What You’ll Need: The Right Tools for the Job
To do this correctly, you need the right set of tools. Grabbing random items from your garage is a recipe for disaster. Here is my tried-and-true list of essentials.
- Headlight Restoration Kit: For beginners, a quality kit (from brands like 3M, Sylvania, or Cerakote) is the best investment. It contains everything you need in the right quantities.
- Automotive Masking Tape: Use a high-quality tape (at least 1.5 inches wide) to protect the paint around your headlights. Do not use duct tape or cheap painter’s tape.
- Spray Bottle with Water: This is essential for the wet-sanding process.
- Microfiber Towels: You’ll need several clean, soft towels for cleaning, drying, and buffing.
- Car Wash Soap: To properly clean the headlights before you begin.
- Bucket with Water: For rinsing your towels and sandpaper.
- Nitrile Gloves: To keep your hands clean and protect them from the chemicals in the sealant.
- Drill (Optional): If your kit comes with a drill attachment, a standard cordless drill will work.
The single most important item is the UV Sealant. This is what protects your work and makes it last for years, not months. The best kits on the market are the ones that come with a true, chemical-cure ceramic or acrylic sealant, not just a simple wax or spray-on coating.
The Correct Headlight Restoration Process: A Step-by-Step Guide
Now that we know what to avoid, let’s walk through the “recipe” for a perfect restoration. Follow these steps precisely, and you’ll get professional results.
- Wash and Dry: Start by thoroughly washing the headlights and the surrounding area with car soap and water. This removes any loose dirt and grit that could scratch the lens. Dry the area completely with a clean microfiber towel.
- Mask the Area: This is critical. Use your automotive masking tape to create a two- or three-layer border around the entire headlight. This is your insurance policy against accidentally damaging your car’s paint. Take your time here.
- Wet Sand – Coarsest Grit: If your kit includes sanding discs, identify the lowest number grit (e.g., 800 or 1000). Mist the headlight lens and the sanding disc liberally with water from your spray bottle. Using light, even pressure, sand the entire headlight in a consistent back-and-forth motion. Keep the surface wet at all times. The water will turn into a milky slurry; this is normal. When the entire lens has a uniform, frosty haze, wipe it clean and dry.
- Wet Sand – Finer Grits: Move to the next-highest grit (e.g., 1500). Repeat the exact same wet-sanding process, but this time sand in the opposite direction (e.g., up and down if you went side to side before). This helps remove the scratches from the previous step. Continue this process, moving up through all the provided grits (often ending with 3000). With each step, the lens should become progressively clearer and smoother.
- Compound and Polish: After the final sanding step, wipe the lens clean. Apply the rubbing compound to your polishing pad. Using your drill on a low speed or by hand, work the compound across the entire lens until the haze is gone and clarity begins to return. Wipe away the residue with a clean microfiber towel.

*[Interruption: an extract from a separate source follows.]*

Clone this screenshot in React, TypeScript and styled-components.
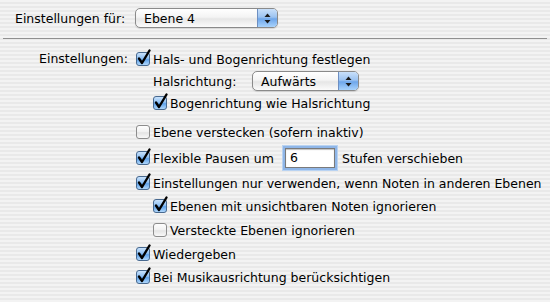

- Apply the UV Sealant: This is the final and most important step. Ensure the headlight is perfectly clean and dry. Put on your nitrile gloves. Following the kit’s specific instructions, apply the UV sealant in a single, smooth, overlapping motion. Do not touch, wipe, or get the surface wet after application. Let it cure for the recommended time (often several hours) in a dry, shaded place.
My Top Secrets for Crystal-Clear Headlights
Over the years, I’ve picked up a few extra tips that go beyond the basic instructions and guarantee a flawless, long-lasting finish. These are the little details that make a big difference.
- The Inside-Out Test: Before you start, check if the fogginess is on the outside or inside. Spray the headlight with water. If the lens becomes crystal clear when wet, the problem is oxidation on the outside and can be fixed with this process. If it remains foggy, the issue is likely moisture or dirt inside the headlight assembly, which requires a different solution.
- My “Never Again” Mistake: On an old project car, I did a perfect restoration but used a cheap “wipe-on” sealant to save a few bucks. The headlights looked amazing… for about four months. Then they yellowed faster than ever before. The lesson: a high-quality, chemical-curing UV protectant (like the ones from Cerakote or Sylvania) is the only thing that provides long-term, durable protection. Don’t cheap out on the final step.
- Patience is a Virtue: When sanding, especially with the finer grits, it’s easy to get impatient. Spend an extra minute or two on each step, ensuring you have a completely uniform finish before moving on. This disciplined approach is what removes the scratches from the previous grit and results in a truly transparent final product.
- Annual Maintenance: To keep your newly restored headlights looking great, treat them like your car’s paint. Wash them regularly, and once a year, apply a high-quality paint sealant or ceramic coating spray that offers UV protection. This will massively extend the life of your restoration.
Frequently Asked Questions
Can I just use toothpaste and baking soda?
Please don’t. While it might seem to work temporarily, toothpaste creates micro-scratches that will cause the headlight to haze over even faster in the long run. A proper restoration kit is designed to create a smooth, clear surface and then protect it.
How long will the restoration last?
A high-quality restoration that uses a proper chemical-cure UV sealant can easily last for several years. Restorations that skip this final protection step will often fail in less than six months.
Is wet sanding really necessary?
For headlights with moderate to heavy yellowing and oxidation, yes. Wet sanding is the only way to physically remove the damaged, opaque layer of plastic. For very light haze, you might be able to get away with just a compound and polish, but sanding provides a much better and longer-lasting result.
What’s the most important step in the whole process?
Without a doubt, applying the UV sealant at the end. All the sanding and polishing you do is just to prepare the surface for this final, protective layer. Skipping it is like baking a beautiful cake and then leaving it out in the rain.